**What is needed:** Only the number is wanted: how many lines hold the word "table"?

**Data to process:**

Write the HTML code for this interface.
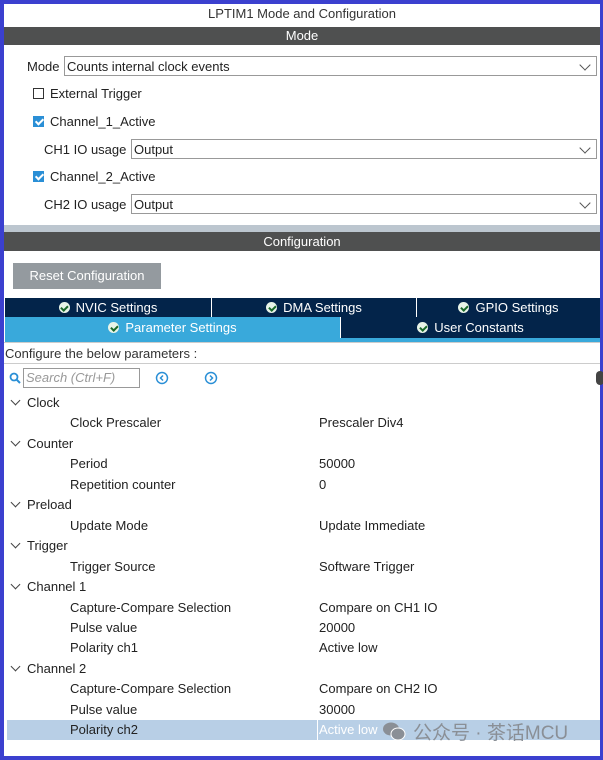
<!DOCTYPE html><html><head><style>
body{margin:0;width:603px;height:760px;background:#3b40cf;font-family:"Liberation Sans",sans-serif;position:relative;overflow:hidden}
.p{position:absolute;left:4px;top:4px;width:596px;height:752px;background:#fff}
.a{position:absolute;font-size:13px;color:#222;white-space:nowrap}
.bar{position:absolute;left:0;width:596px;height:18px;background:#4f5050;color:#fff;text-align:center;font-size:13px;line-height:18px}
.sel{position:absolute;height:20px;border:1px solid #999;background:#fff;font-size:13px;line-height:19px;padding-left:2px;box-sizing:border-box;color:#222}
.sel:after{content:"";position:absolute;right:7px;top:4px;width:7px;height:7px;border-right:1px solid #555;border-bottom:1px solid #555;transform:rotate(45deg)}
.cb{position:absolute;width:11px;height:11px;border:1px solid #333;box-sizing:border-box}
.cb.on{background:#2a8fd6;border-color:#2a8fd6}
.cb.on:after{content:"";position:absolute;left:3px;top:0;width:3px;height:6px;border-right:2px solid #fff;border-bottom:2px solid #fff;transform:rotate(45deg)}
.tab{position:absolute;height:19px;background:#03244a;color:#fff;font-size:13px;line-height:19px;text-align:center;box-sizing:border-box;border-right:1px solid #fff}
.ck{display:inline-block;width:11px;height:11px;border-radius:50%;position:relative;margin-right:6px;vertical-align:-1px;background:#e8f4e8}
.ck:after{content:"";position:absolute;left:3.5px;top:1.5px;width:2.5px;height:5px;border-right:2px solid #1a6a2a;border-bottom:2px solid #1a6a2a;transform:rotate(45deg)}
.ar{position:absolute;width:6px;height:6px;border-right:1.2px solid #444;border-bottom:1.2px solid #444;transform:rotate(45deg)}
</style></head><body><div class="p">
<div class="a" style="left:0;width:596px;text-align:center;top:2px;color:#333">LPTIM1 Mode and Configuration</div>
<div class="bar" style="top:23px">Mode</div>
<div class="a" style="left:23px;top:55px">Mode</div>
<div class="sel" style="left:60px;top:52px;width:533px">Counts internal clock events</div>
<div class="cb" style="left:29px;top:84px"></div><div class="a" style="left:46px;top:82px">External Trigger</div>
<div class="cb on" style="left:29px;top:112px"></div><div class="a" style="left:46px;top:110px">Channel_1_Active</div>
<div class="a" style="left:40px;top:138px">CH1 IO usage</div>
<div class="sel" style="left:127px;top:135px;width:466px">Output</div>
<div class="cb on" style="left:29px;top:167px"></div><div class="a" style="left:46px;top:165px">Channel_2_Active</div>
<div class="a" style="left:40px;top:193px">CH2 IO usage</div>
<div class="sel" style="left:127px;top:190px;width:466px">Output</div>
<div style="position:absolute;left:0;top:221px;width:596px;height:7px;background:#bcc6cf"></div>
<div class="bar" style="top:228px;height:19px;line-height:19px">Configuration</div>
<div style="position:absolute;left:9px;top:259px;width:148px;height:26px;background:#949a9f;color:#fff;font-size:13px;line-height:26px;text-align:center">Reset Configuration</div>
<div class="tab" style="left:1px;top:294px;width:207px"><span class="ck"></span>NVIC Settings</div>
<div class="tab" style="left:208px;top:294px;width:205px"><span class="ck"></span>DMA Settings</div>
<div class="tab" style="left:413px;top:294px;width:183px;border:0"><span class="ck"></span>GPIO Settings</div>
<div class="tab" style="left:1px;top:313px;width:336px;background:#39a9db;height:21px;line-height:21px"><span class="ck"></span>Parameter Settings</div>
<div class="tab" style="left:337px;top:313px;width:259px;height:21px;line-height:21px;border:0"><span class="ck"></span>User Constants</div>
<div style="position:absolute;left:1px;top:334px;width:595px;height:4px;background:#39a9db"></div>
<div style="position:absolute;left:0;top:338px;width:596px;height:1px;background:#ccc"></div>
<div class="a" style="left:1px;top:342px;color:#333">Configure the below parameters :</div>
<div style="position:absolute;left:0;top:359px;width:596px;height:1px;background:#ccc"></div>
<svg style="position:absolute;left:5px;top:368px" width="12" height="12"><circle cx="5" cy="5" r="3.5" fill="none" stroke="#2a8fd6" stroke-width="1.8"/><line x1="7.5" y1="7.5" x2="11" y2="11" stroke="#2a8fd6" stroke-width="2"/></svg>
<div style="position:absolute;left:19px;top:364px;width:117px;height:20px;border:1px solid #999;box-sizing:border-box;font-size:13px;font-style:italic;color:#999;line-height:18px;padding-left:2px">Search (Ctrl+F)</div>
<svg style="position:absolute;left:151px;top:367px" width="14" height="14"><circle cx="7" cy="7" r="5.5" fill="none" stroke="#2a8fd6" stroke-width="1.5"/><path d="M8 4.5L5.5 7L8 9.5" fill="none" stroke="#2a8fd6" stroke-width="1.5"/></svg>
<svg style="position:absolute;left:200px;top:367px" width="14" height="14"><circle cx="7" cy="7" r="5.5" fill="none" stroke="#2a8fd6" stroke-width="1.5"/><path d="M6 4.5L8.5 7L6 9.5" fill="none" stroke="#2a8fd6" stroke-width="1.5"/></svg>
<div style="position:absolute;left:592px;top:367px;width:8px;height:14px;border-radius:7px;background:#444"></div>
<div style="position:absolute;left:3px;top:716px;width:593px;height:20px;background:#b8cfe6"></div>
<div style="position:absolute;left:313px;top:716px;width:1px;height:20px;background:#fff"></div>
<div id="t"></div>
</div>
<script>
var rows=[[1,"Clock"],[0,"Clock Prescaler","Prescaler Div4"],[1,"Counter"],[0,"Period","50000"],[0,"Repetition counter","0"],[1,"Preload"],[0,"Update Mode","Update Immediate"],[1,"Trigger"],[0,"Trigger Source","Software Trigger"],[1,"Channel 1"],[0,"Capture-Compare Selection","Compare on CH1 IO"],[0,"Pulse value","20000"],[0,"Polarity ch1","Active low"],[1,"Channel 2"],[0,"Capture-Compare Selection","Compare on CH2 IO"],[0,"Pulse value","30000"],[0,"Polarity ch2","Active low"]];
var h="";rows.forEach(function(r,i){var y=391+i*20.45;if(r[0]){h+='<div class="ar" style="left:8px;top:'+(y+2)+'px"></div><div class="a" style="left:23px;top:'+y+'px">'+r[1]+'</div>';}else{h+='<div class="a" style="left:66px;top:'+y+'px">'+r[1]+'</div><div class="a" style="left:315px;top:'+y+'px;'+(i==16?'color:#fff':'')+'">'+r[2]+'</div>';}});
document.getElementById("t").innerHTML=h;
</script>
<svg style="position:absolute;left:382px;top:721px" width="24" height="20"><ellipse cx="9" cy="8" rx="8" ry="6.5" fill="#8a8f96"/><ellipse cx="16" cy="13" rx="7" ry="6" fill="#8a8f96" stroke="#fff" stroke-width="1"/></svg>
<div class="a" style="left:413px;top:718px;font-size:19px;color:#8a8f96;font-family:'Liberation Sans','Noto Sans CJK SC',sans-serif">公众号 · 茶话MCU</div>
</body></html>
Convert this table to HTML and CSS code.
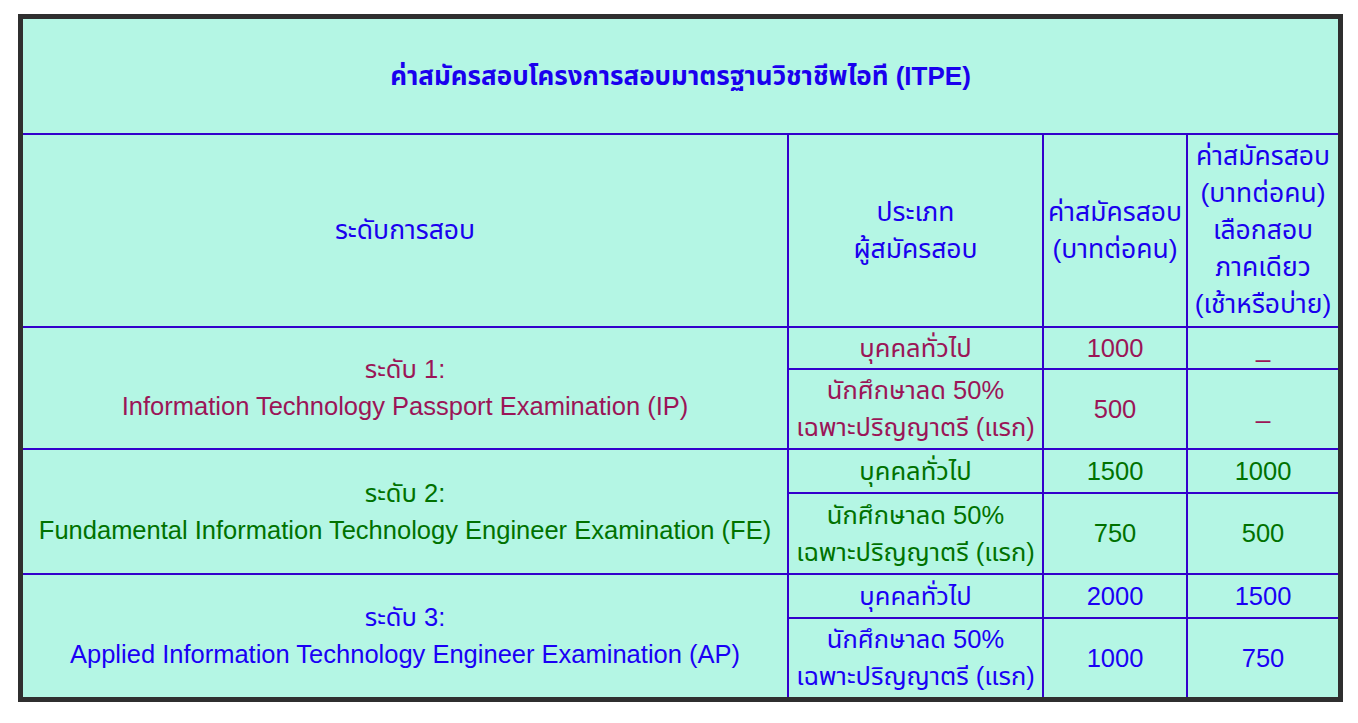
FILE: index.html
```html
<!DOCTYPE html>
<html lang="th">
<head>
<meta charset="utf-8">
<title>ITPE</title>
<link rel="stylesheet" href="styles.css">
</head>
<body>
<div class="page">
<table class="fees">
  <colgroup>
    <col class="c1"><col class="c2"><col class="c3"><col class="c4">
  </colgroup>
  <tr class="r-title">
    <td class="title last-col" colspan="4">ค่าสมัครสอบโครงการสอบมาตรฐานวิชาชีพไอที (ITPE)</td>
  </tr>
  <tr class="r-head">
    <td class="head">ระดับการสอบ</td>
    <td class="head">ประเภท<br>ผู้สมัครสอบ</td>
    <td class="head">ค่าสมัครสอบ<br>(บาทต่อคน)</td>
    <td class="head last-col">ค่าสมัครสอบ<br>(บาทต่อคน)<br>เลือกสอบ<br>ภาคเดียว<br>(เช้าหรือบ่าย)</td>
  </tr>
  <tr class="r1a lv1">
    <td rowspan="2">ระดับ 1:<br>Information Technology Passport Examination (IP)</td>
    <td>บุคคลทั่วไป</td>
    <td>1000</td>
    <td class="last-col">_</td>
  </tr>
  <tr class="r1b lv1">
    <td>นักศึกษาลด 50%<br>เฉพาะปริญญาตรี (แรก)</td>
    <td>500</td>
    <td class="last-col">_</td>
  </tr>
  <tr class="r2a lv2">
    <td rowspan="2">ระดับ 2:<br>Fundamental Information Technology Engineer Examination (FE)</td>
    <td>บุคคลทั่วไป</td>
    <td>1500</td>
    <td class="last-col">1000</td>
  </tr>
  <tr class="r2b lv2">
    <td>นักศึกษาลด 50%<br>เฉพาะปริญญาตรี (แรก)</td>
    <td>750</td>
    <td class="last-col">500</td>
  </tr>
  <tr class="r3a lv3">
    <td class="last-row" rowspan="2">ระดับ 3:<br>Applied Information Technology Engineer Examination (AP)</td>
    <td>บุคคลทั่วไป</td>
    <td>2000</td>
    <td class="last-col">1500</td>
  </tr>
  <tr class="r3b lv3">
    <td class="last-row">นักศึกษาลด 50%<br>เฉพาะปริญญาตรี (แรก)</td>
    <td class="last-row">1000</td>
    <td class="last-row last-col">750</td>
  </tr>
</table>
</div>
</body>
</html>
```

FILE: styles.css
```css
html, body {
  margin: 0;
  padding: 0;
  background: #ffffff;
}

.page {
  padding: 14px 0 0 18px;
}

.fees {
  width: 1325px;
  table-layout: fixed;
  border-collapse: separate;
  border-spacing: 0;
  border: 5px solid #2f2f2f;
  background: #b4f6e4;
  font-family: "Liberation Sans", Arial, "Noto Sans Thai", "Noto Sans", sans-serif;
  font-size: 25.5px;
  line-height: 37px;
}

.c1 { width: 766px; }
.c2 { width: 255px; }
.c3 { width: 144px; }
.c4 { width: 150px; }

.fees td {
  padding: 0;
  text-align: center;
  vertical-align: middle;
  white-space: nowrap;
  border-right: 2px solid #3300cc;
  border-bottom: 2px solid #3300cc;
}

.fees td.last-col { border-right: 0; }
.fees td.last-row { border-bottom: 0; }

.r-title { height: 116px; }
.r-head { height: 193px; }
.r1a { height: 42px; }
.r1b { height: 80px; }
.r2a { height: 44px; }
.r2b { height: 81px; }
.r3a { height: 44px; }
.r3b { height: 78px; }

.title {
  color: #1a00ee;
  font-weight: bold;
  font-size: 26px;
}

.head {
  color: #1a00ee;
  font-size: 26.5px;
}

.lv1 td { color: #9b1557; }
.lv2 td { color: #007200; }
.lv3 td { color: #1a00f5; }
```
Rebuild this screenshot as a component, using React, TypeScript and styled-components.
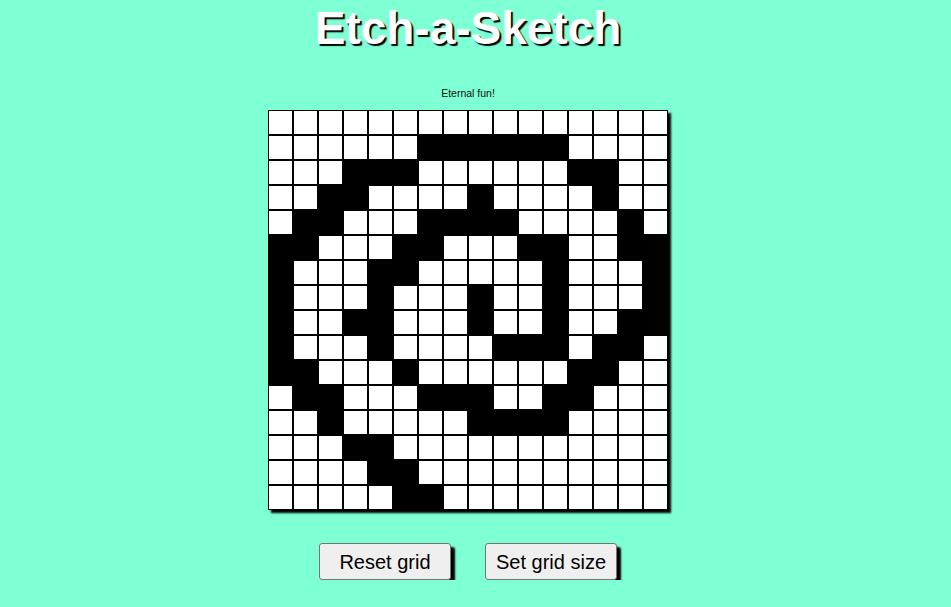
import React from 'react'
import styled, { createGlobalStyle } from 'styled-components'

const GlobalStyle = createGlobalStyle`
  html, body {
    margin: 0;
    padding: 0;
    background: #7fffd4;
    font-family: "Liberation Sans", Arial, sans-serif;
  }
`

// 16x16 drawing, 1 = black cell
const PATTERN = [
  '0000000000000000',
  '0000001111110000',
  '0001110000001100',
  '0011000010000100',
  '0110001111000010',
  '1100011000110011',
  '1000110000010001',
  '1000100010010001',
  '1001100010010011',
  '1000100001110110',
  '1100010000001100',
  '0110001110011000',
  '0010000011110000',
  '0001100000000000',
  '0000110000000000',
  '0000011000000000',
]

const Page = styled.main`
  width: 936px;
  display: flex;
  flex-direction: column;
  align-items: center;
`

const Title = styled.h1`
  margin: 0;
  font-size: 46px;
  line-height: 57px;
  font-weight: 700;
  color: #fff;
  text-shadow: 2px 2px 1px #000;
`

const Tagline = styled.p`
  margin: 30px 0 0;
  font-size: 10.5px;
  line-height: 12px;
  color: #111;
`

const Board = styled.div`
  margin-top: 11px;
  display: grid;
  grid-template-columns: repeat(16, 25px);
  grid-auto-rows: 25px;
  box-shadow: 3px 3px 2px #000;
`

const Cell = styled.div<{ $on: boolean }>`
  box-sizing: border-box;
  border: 1px solid #000;
  background: ${p => (p.$on ? '#000' : '#fff')};
`

const Controls = styled.div`
  margin-top: 33px;
  display: flex;
  gap: 34px;
`

const Button = styled.button`
  box-sizing: border-box;
  width: 132px;
  height: 37px;
  padding: 1px 0 0;
  font-family: "Liberation Sans", Arial, sans-serif;
  font-size: 20px;
  color: #000;
  background: #efefef;
  border: 1px solid #767676;
  border-radius: 3px;
  box-shadow: 4px 4px 2px #000;
  cursor: pointer;
`

export default function App() {
  return (
    <>
      <GlobalStyle />
      <Page>
        <Title>Etch-a-Sketch</Title>
        <Tagline>Eternal fun!</Tagline>
        <Board>
          {PATTERN.flatMap((row, r) =>
            row.split('').map((c, i) => <Cell key={`${r}-${i}`} $on={c === '1'} />)
          )}
        </Board>
        <Controls>
          <Button>Reset grid</Button>
          <Button>Set grid size</Button>
        </Controls>
      </Page>
    </>
  )
}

**Answer to this task:** 4